- [What the task requires] Find the lines holding the string "this" in the data, then copy all of them.

- [Supplied data]
[start]
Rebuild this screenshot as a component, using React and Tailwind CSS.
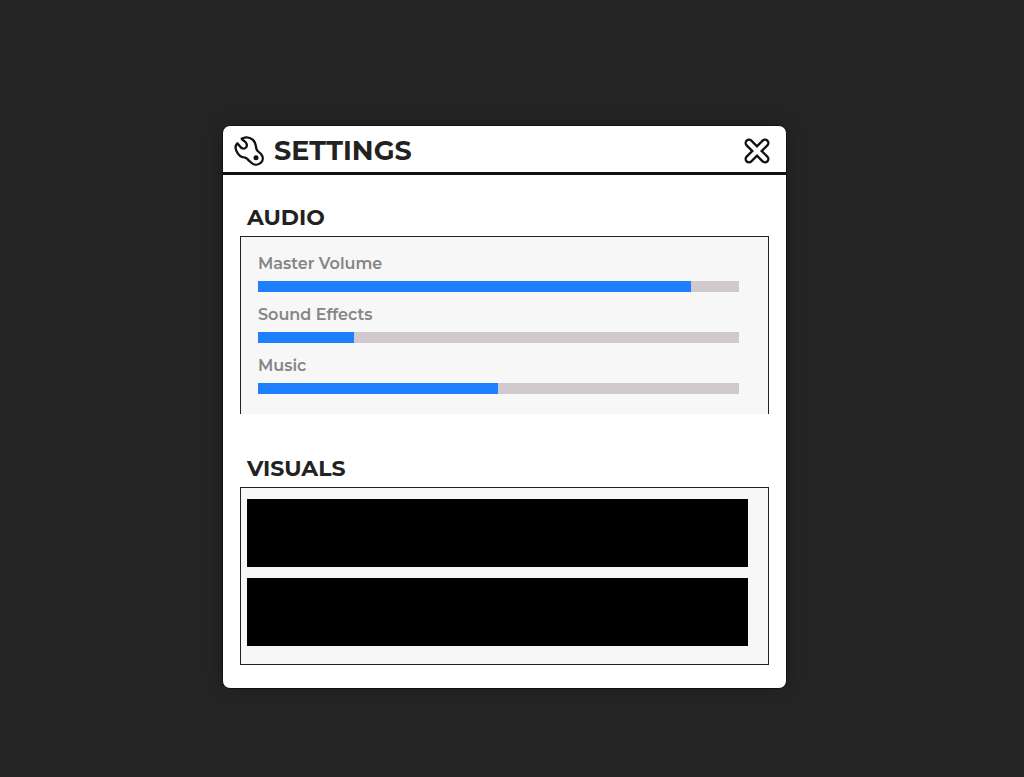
[end]
[start]
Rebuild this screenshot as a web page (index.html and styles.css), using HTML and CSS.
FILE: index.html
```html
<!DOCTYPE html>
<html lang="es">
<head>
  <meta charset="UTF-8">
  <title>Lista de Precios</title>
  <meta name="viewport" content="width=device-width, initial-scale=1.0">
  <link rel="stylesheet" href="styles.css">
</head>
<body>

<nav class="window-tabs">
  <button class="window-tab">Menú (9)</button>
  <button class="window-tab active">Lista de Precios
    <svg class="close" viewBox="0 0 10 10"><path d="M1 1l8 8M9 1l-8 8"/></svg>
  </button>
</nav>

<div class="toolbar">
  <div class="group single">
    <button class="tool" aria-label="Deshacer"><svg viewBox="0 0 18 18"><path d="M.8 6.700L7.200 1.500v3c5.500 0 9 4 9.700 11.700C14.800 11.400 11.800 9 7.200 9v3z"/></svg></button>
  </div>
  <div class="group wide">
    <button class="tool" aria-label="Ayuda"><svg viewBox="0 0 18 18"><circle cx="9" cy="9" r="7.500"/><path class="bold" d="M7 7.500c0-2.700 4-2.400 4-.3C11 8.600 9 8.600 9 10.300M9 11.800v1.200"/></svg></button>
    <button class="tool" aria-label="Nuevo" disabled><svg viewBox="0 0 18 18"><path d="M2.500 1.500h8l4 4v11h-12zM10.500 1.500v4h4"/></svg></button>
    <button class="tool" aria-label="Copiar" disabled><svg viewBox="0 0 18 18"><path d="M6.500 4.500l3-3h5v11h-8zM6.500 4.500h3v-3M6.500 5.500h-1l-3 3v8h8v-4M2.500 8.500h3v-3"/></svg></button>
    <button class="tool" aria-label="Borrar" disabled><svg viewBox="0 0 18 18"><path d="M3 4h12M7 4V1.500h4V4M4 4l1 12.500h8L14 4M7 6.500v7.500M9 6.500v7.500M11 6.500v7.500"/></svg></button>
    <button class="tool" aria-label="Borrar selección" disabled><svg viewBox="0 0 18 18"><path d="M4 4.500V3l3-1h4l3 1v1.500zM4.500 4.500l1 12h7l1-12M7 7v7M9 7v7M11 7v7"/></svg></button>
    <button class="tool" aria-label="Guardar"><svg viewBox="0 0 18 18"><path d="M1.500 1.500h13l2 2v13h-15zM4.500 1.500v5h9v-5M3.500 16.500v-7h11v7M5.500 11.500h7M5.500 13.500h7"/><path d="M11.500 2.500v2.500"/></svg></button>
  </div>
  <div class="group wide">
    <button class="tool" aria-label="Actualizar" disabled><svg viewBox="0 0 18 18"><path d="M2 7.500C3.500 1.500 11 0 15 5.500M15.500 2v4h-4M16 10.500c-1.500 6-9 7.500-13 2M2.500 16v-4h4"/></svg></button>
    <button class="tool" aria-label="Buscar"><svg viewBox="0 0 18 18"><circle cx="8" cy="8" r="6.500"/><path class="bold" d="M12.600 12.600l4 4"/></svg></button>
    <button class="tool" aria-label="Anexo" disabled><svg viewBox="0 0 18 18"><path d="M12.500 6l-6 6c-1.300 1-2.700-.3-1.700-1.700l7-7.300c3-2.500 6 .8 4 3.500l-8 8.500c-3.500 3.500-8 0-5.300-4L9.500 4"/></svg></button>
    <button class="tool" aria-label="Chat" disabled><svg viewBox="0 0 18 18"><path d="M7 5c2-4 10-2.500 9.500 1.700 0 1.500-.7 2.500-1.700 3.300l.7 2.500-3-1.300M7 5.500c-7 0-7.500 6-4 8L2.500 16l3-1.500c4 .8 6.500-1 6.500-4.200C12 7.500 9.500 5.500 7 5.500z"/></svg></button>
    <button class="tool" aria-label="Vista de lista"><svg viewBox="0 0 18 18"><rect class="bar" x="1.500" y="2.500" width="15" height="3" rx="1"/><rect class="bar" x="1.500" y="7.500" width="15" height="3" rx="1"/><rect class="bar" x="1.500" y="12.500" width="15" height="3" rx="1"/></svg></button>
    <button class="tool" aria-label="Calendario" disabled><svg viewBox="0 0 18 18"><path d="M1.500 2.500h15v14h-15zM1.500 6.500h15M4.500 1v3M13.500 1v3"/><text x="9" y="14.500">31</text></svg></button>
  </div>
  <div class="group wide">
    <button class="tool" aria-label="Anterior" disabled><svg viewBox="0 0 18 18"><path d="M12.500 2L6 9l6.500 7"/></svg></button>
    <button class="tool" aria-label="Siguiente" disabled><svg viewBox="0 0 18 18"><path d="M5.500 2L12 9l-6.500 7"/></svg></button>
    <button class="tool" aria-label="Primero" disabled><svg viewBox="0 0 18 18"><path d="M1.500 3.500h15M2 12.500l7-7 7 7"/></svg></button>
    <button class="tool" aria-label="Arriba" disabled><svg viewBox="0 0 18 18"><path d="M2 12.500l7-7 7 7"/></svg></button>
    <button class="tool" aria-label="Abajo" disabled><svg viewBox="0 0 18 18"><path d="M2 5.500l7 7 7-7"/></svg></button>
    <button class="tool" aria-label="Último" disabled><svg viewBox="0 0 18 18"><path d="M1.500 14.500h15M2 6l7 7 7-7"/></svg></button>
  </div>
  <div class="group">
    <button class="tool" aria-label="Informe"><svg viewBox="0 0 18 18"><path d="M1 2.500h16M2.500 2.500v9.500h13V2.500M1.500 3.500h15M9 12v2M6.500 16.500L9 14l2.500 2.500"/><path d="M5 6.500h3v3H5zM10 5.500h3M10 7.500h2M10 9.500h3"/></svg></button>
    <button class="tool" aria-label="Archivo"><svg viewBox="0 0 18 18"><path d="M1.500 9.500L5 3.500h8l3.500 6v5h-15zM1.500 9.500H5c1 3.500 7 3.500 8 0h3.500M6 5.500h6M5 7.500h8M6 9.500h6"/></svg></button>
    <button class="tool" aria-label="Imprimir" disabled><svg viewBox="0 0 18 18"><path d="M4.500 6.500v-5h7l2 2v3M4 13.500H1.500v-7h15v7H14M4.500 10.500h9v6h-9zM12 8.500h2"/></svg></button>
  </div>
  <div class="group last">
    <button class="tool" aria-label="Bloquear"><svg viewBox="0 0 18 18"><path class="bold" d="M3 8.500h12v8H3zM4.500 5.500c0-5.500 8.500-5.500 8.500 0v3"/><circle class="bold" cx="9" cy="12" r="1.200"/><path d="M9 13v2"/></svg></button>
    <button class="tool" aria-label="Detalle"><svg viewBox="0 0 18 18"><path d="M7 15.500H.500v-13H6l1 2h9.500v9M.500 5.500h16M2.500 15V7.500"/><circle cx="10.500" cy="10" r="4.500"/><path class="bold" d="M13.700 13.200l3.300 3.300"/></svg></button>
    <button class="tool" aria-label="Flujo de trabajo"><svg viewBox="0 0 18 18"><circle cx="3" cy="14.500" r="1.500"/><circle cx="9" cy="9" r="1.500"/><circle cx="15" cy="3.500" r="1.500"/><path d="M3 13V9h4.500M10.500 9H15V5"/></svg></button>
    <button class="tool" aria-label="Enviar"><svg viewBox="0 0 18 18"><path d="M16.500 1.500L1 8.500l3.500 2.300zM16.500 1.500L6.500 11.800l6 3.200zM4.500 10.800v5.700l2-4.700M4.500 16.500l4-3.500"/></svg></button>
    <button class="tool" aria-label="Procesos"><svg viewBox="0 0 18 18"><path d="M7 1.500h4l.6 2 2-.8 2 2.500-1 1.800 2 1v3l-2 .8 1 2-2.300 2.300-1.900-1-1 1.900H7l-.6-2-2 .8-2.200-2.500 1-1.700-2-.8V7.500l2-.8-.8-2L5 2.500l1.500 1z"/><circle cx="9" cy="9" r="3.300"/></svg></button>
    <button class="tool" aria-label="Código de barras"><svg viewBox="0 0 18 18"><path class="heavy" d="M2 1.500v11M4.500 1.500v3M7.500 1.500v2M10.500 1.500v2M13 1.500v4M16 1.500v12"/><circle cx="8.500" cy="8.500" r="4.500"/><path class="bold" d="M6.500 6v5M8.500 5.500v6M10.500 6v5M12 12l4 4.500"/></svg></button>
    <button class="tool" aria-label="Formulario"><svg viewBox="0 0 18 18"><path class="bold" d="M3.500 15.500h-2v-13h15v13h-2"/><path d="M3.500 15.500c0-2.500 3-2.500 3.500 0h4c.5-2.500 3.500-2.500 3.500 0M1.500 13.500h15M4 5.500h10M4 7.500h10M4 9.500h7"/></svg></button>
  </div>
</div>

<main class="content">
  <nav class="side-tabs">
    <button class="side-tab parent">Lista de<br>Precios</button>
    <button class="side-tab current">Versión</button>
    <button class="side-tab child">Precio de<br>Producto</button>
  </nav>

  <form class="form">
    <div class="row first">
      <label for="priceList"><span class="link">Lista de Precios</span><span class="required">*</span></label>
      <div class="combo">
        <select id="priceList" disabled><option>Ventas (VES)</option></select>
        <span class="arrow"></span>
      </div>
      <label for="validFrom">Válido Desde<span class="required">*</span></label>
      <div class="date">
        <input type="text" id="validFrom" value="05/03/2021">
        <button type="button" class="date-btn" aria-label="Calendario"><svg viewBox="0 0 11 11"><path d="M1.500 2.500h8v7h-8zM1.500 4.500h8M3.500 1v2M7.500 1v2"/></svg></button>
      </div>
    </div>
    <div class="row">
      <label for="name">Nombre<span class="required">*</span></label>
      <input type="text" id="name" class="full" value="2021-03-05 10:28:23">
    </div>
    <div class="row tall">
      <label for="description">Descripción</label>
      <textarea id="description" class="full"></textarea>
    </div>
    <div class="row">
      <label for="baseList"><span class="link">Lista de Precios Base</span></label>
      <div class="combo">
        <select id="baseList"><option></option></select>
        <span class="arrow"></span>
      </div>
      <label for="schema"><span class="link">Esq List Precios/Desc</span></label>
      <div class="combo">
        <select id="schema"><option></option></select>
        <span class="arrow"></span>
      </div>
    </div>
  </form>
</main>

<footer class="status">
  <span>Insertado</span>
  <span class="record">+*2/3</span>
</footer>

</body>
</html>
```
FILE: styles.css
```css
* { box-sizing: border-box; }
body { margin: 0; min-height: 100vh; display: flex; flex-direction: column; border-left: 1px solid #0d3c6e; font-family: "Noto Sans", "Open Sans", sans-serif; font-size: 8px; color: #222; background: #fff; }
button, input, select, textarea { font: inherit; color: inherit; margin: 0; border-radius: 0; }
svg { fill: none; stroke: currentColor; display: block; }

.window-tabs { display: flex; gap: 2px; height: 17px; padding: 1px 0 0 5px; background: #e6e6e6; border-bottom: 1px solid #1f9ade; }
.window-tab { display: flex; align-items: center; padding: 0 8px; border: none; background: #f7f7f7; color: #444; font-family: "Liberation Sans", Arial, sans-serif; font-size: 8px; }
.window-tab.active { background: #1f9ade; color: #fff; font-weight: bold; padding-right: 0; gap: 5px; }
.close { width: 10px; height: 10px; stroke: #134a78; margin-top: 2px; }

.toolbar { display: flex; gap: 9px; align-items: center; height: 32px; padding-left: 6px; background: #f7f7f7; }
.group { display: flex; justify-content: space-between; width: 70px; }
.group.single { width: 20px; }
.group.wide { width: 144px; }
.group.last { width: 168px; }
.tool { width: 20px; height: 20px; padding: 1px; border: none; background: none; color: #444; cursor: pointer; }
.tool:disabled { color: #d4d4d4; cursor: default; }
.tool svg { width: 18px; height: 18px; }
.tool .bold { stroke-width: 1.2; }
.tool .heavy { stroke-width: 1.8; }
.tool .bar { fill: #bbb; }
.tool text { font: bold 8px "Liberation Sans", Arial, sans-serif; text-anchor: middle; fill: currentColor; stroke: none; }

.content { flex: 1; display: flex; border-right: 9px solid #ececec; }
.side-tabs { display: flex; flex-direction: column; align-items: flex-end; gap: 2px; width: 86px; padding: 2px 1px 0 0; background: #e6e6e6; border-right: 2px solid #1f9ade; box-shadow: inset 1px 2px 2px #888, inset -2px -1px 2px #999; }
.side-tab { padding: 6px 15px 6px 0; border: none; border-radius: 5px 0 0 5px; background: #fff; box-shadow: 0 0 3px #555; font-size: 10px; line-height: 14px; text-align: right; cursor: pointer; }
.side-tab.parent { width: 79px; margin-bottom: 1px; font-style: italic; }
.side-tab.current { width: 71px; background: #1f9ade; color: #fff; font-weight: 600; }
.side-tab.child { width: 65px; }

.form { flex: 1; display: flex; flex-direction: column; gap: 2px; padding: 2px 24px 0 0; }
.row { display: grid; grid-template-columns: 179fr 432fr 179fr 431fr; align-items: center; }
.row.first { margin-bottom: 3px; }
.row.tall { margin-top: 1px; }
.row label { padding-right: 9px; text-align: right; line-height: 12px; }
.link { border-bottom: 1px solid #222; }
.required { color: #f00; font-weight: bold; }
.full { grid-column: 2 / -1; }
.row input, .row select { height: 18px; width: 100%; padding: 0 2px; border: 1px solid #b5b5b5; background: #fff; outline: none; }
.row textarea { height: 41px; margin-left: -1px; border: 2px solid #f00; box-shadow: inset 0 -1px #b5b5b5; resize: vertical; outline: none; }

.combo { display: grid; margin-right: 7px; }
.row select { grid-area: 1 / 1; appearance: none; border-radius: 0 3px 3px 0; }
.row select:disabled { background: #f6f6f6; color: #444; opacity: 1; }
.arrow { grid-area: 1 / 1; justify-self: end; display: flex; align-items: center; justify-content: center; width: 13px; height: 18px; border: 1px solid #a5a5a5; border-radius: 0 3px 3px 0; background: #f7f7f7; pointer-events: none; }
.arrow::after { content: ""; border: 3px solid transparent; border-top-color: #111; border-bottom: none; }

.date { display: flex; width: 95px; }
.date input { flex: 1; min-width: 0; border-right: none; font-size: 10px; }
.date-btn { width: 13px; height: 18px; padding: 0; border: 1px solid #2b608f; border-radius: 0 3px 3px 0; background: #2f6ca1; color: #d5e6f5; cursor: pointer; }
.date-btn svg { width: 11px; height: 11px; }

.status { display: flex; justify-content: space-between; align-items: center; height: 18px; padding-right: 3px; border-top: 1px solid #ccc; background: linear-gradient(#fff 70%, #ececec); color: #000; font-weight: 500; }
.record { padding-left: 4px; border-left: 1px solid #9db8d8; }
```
[end]
[start]
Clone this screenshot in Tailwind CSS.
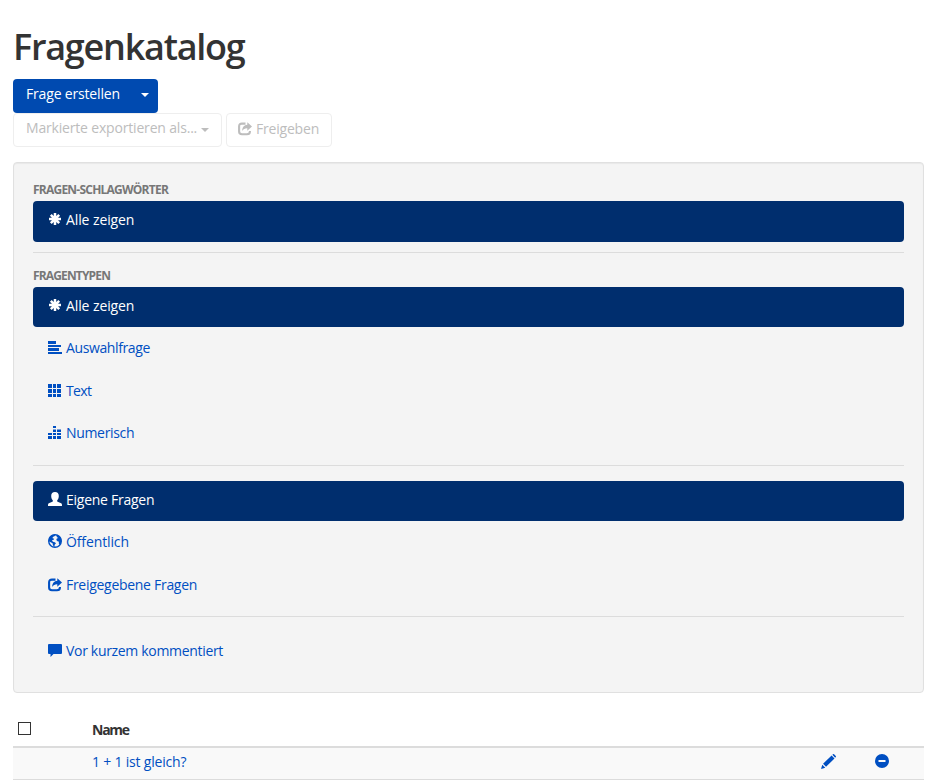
[end]
- [Written answer]
Rebuild this screenshot as a component, using React and Tailwind CSS.
Rebuild this screenshot as a web page (index.html and styles.css), using HTML and CSS.
Clone this screenshot in Tailwind CSS.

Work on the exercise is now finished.